Sunday, August 9, 2015

Jingdezhen Porcelain Blue Gaiwan, A Tea Gear Showcase

Eww! I am unwell, actually it is not a sickness per se, just my body doing its thing. I can honestly see how I was originally misdiagnosed with Lupus, when I have a flair up it really does seem like my immune system is tearing itself apart. Doctors can't explain it totally, I can't explain it, but it does mean I get to explore all the different forms of alternative medicine and holistic approaches as well as western medicine. I have been studying different forms of healing since I was a kid, a combination of being sickly and wanting to eat all the plants in my mom's garden, I needed to learn what I could eat, and by doing so starting following other paths of knowledge. I think the thing that frustrates me the most is the closed mind approach of western medicine means that a lot of alternative medicines (though to a lesser extent with Ayurveda and Traditional Chinese Medicine) do not get studied, meaning a lot of self medication and outrageous claims due to the placebo effect. Trying to sift through these claims (oh man, the same can be said about all the crazy health claims about tea) to find nuggets of truth is exhausting!
Enough of that! It is Sunday, meaning I am going to feature one of my pieces of tea gear, specifically the newest addition to my collection. Brenden, the famed Tea Hobbit of Whispering Pines Tea bought me the most fantastic gaiwan as a congratulatory gift upon the announcement of my engagement. Before the surprise proposal at the zoo, I had posted the gaiwan on facebook saying if anyone 'donated' it to my blog I would give them a shoutout, so it was well known I had my eye on this beauty! From ebay: Jingdezhen Porcelain Blue Gaiwan (forgive me for not listing all the keywords used for searching) a gaiwan that is outright LOADED with symbolism! 
Done in the famille style (I think, please do not quote me on that, I am still researching the different styles of Chinese porcelain...it is harder than you think) that looks surprisingly similar to the antique (possibly Tongzhi period) cup I found recently at the thrift store. With hand painted designs on the inside and outside, it might be the most striking gaiwan in my collection, and this is from someone who owns that crazy gold gaiwan. I have noticed that Jingdezhen Porcelain lately has been getting a bit adventerous, I am so used to seeing just the standard blue and white porcelain, that these colorful pieces reminiscent of older dynasties makes me giddy. It has been hard resisting snatching up every piece I can find...because lets face it, I love antiques and own only a few pieces, I do not mind reproductions or pieces inspired by older eras...as long as it is clearly marked as such!

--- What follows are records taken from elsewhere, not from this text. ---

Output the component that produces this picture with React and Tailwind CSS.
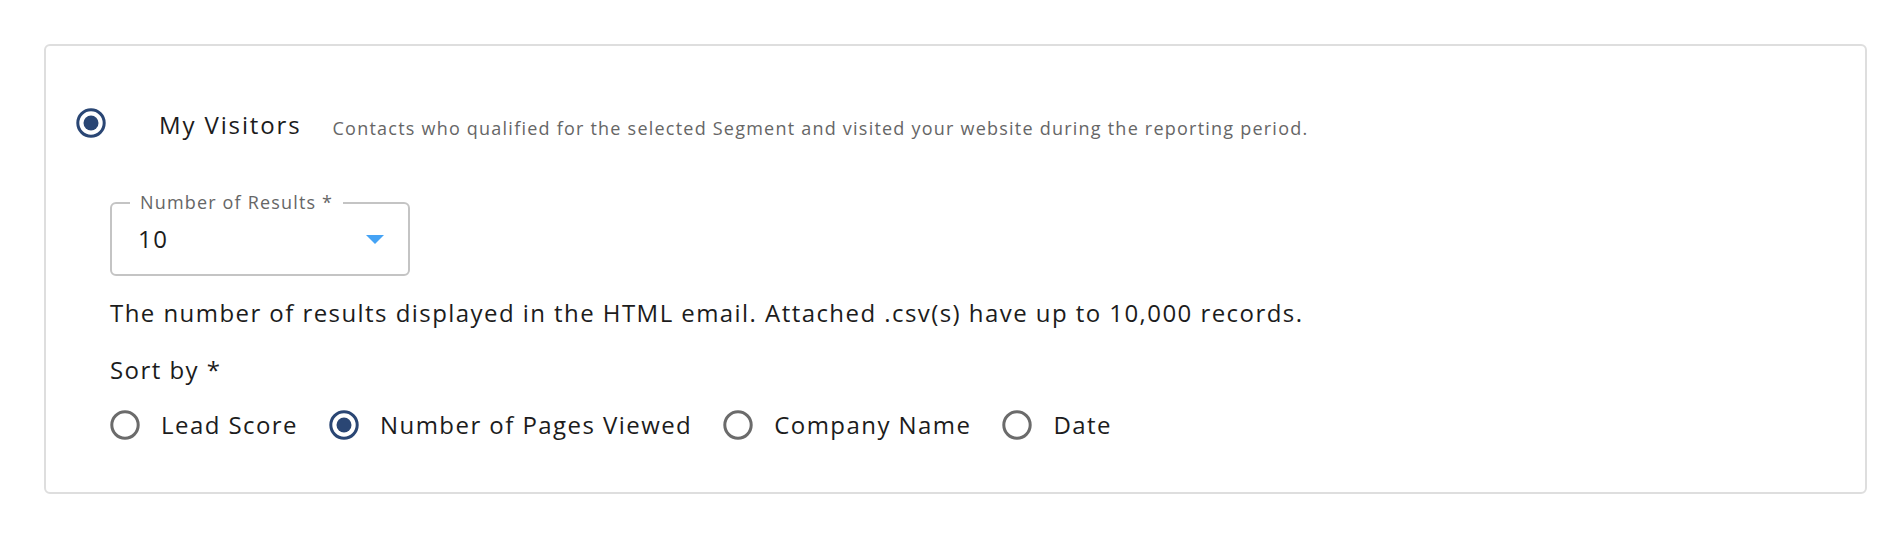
import React from "react";

function Radio({ checked }) {
  return (
    <svg width="30" height="30" viewBox="0 0 30 30" className="shrink-0">
      <circle
        cx="15"
        cy="15"
        r="13.2"
        fill="none"
        stroke={checked ? "#2a4674" : "#6b6b6b"}
        strokeWidth="3"
      />
      {checked && <circle cx="15" cy="15" r="7.5" fill="#2a4674" />}
    </svg>
  );
}

const font = { fontFamily: '"Open Sans", "Liberation Sans", sans-serif' };

export default function App() {
  const options = [
    { label: "Lead Score", checked: false },
    { label: "Number of Pages Viewed", checked: true },
    { label: "Company Name", checked: false },
    { label: "Date", checked: false },
  ];
  return (
    <div className="w-[1894px] h-[550px] bg-white pt-[44px] pl-[44px]" style={font}>
      <div className="w-[1823px] border-2 border-[#dedede] rounded-[6px] pt-[59px] pb-[49px] pl-[30px]">
        <div className="flex items-center h-[36px]">
          <Radio checked />
          <span className="ml-[53px] mt-[4px] text-[24px] leading-[32px] tracking-[0.078em] text-[#1c1c1c]">My Visitors</span>
          <span className="ml-[31px] mt-[9px] text-[18px] leading-[24px] tracking-[0.068em] text-[#666666]">
            Contacts who qualified for the selected Segment and visited your website during the reporting period.
          </span>
        </div>
        <div className="ml-[34px] flex flex-col items-start tracking-[0.09em]">
          <div className="relative mt-[61px] w-[300px] h-[74px] border-2 border-[#c4c4c4] rounded-[6px] flex items-center justify-between pl-[26px] pr-[24px]">
            <span className="absolute left-[18px] -top-[14px] bg-white px-[10px] text-[18px] leading-[24px] tracking-[0.065em] text-[#666666]">
              Number of Results *
            </span>
            <span className="text-[24px] leading-[32px] text-[#1c1c1c]">10</span>
            <svg width="18" height="9" viewBox="0 0 18 9">
              <path d="M0 0 L18 0 L9 9 Z" fill="#45a3f5" />
            </svg>
          </div>
          <p className="mt-[21px] text-[24px] leading-[32px] text-[#1c1c1c]">
            The number of results displayed in the HTML email. Attached .csv(s) have up to 10,000 records.
          </p>
          <p className="mt-[25px] text-[24px] leading-[32px] text-[#1c1c1c]">Sort by *</p>
          <div className="mt-[21px] flex items-center h-[36px] gap-[31px]">
            {options.map((o) => (
              <div key={o.label} className="flex items-center gap-[21px]">
                <Radio checked={o.checked} />
                <span className="text-[24px] leading-[32px] text-[#1c1c1c]">{o.label}</span>
              </div>
            ))}
          </div>
        </div>
      </div>
    </div>
  );
}
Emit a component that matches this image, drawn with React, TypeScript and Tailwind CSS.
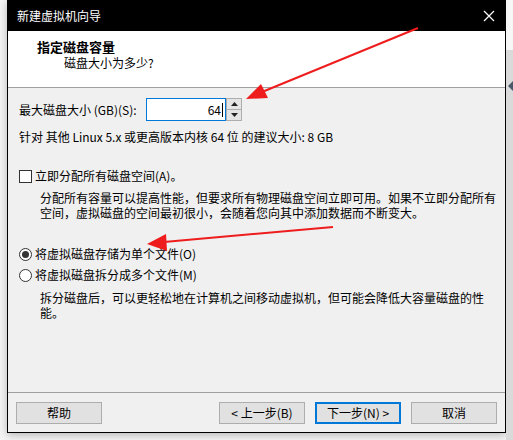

The designs on this gaiwan are the classic and very famous Wan Shou Wu Jiang (萬 壽 無 疆 ), or as it roughly translated, 10,000 years of long life, it is the ultimate wish for longevity. The designs on the inside and accompanying the Wan Shou Wu Jiang are symbols of the Taoist Immortals. The sword of Lu Dongbin, the fan of Zhingli Quan, the flower vase of Lan Caihe, the lotus of He Ziangu, the peach of immortality, and the basket of flowers and Buddha's hand citrus (Fo Shou!) symbolizing all the immortals. Sadly I have not had the time to translate what it says on the inside, I recognize good fortune and others, but have not determined if they are just auspicious words or actually say something. Also not sure what the red fluffy circular things are all over the gaiwan, one of the reasons I need that book I was winging about yesterday! 


So, it is beautiful, but how does it perform? Wonderfully, that is how! The lid sits perfectly meaning it pours easily, having as large or as small a gap as needed for the optimal flow without leaves getting in your cup (if you are a barbarian like me who refuses to use a strainer) or splattering hot water all over you. It is kinda humongous (yet it does hold 5oz, it just seems enormous) so it also works perfectly for bowl steeping, drinking from the gaiwan in the traditional way, using the lid as a strainer. The low top knob means that it is easy to grip the gaiwan when pouring while keeping the lid at the correct position, any higher and it would be hard on my tiny hands! The only flaw I can find is when it is sitting in saucer and your cat happens to use the leg of your desk as a scratching post, it wobbles something fierce. The foot of the gaiwan could go for being a bit longer for the deep impression of the saucer, as flaws go, it is totally tolerable for such a beautiful treasure.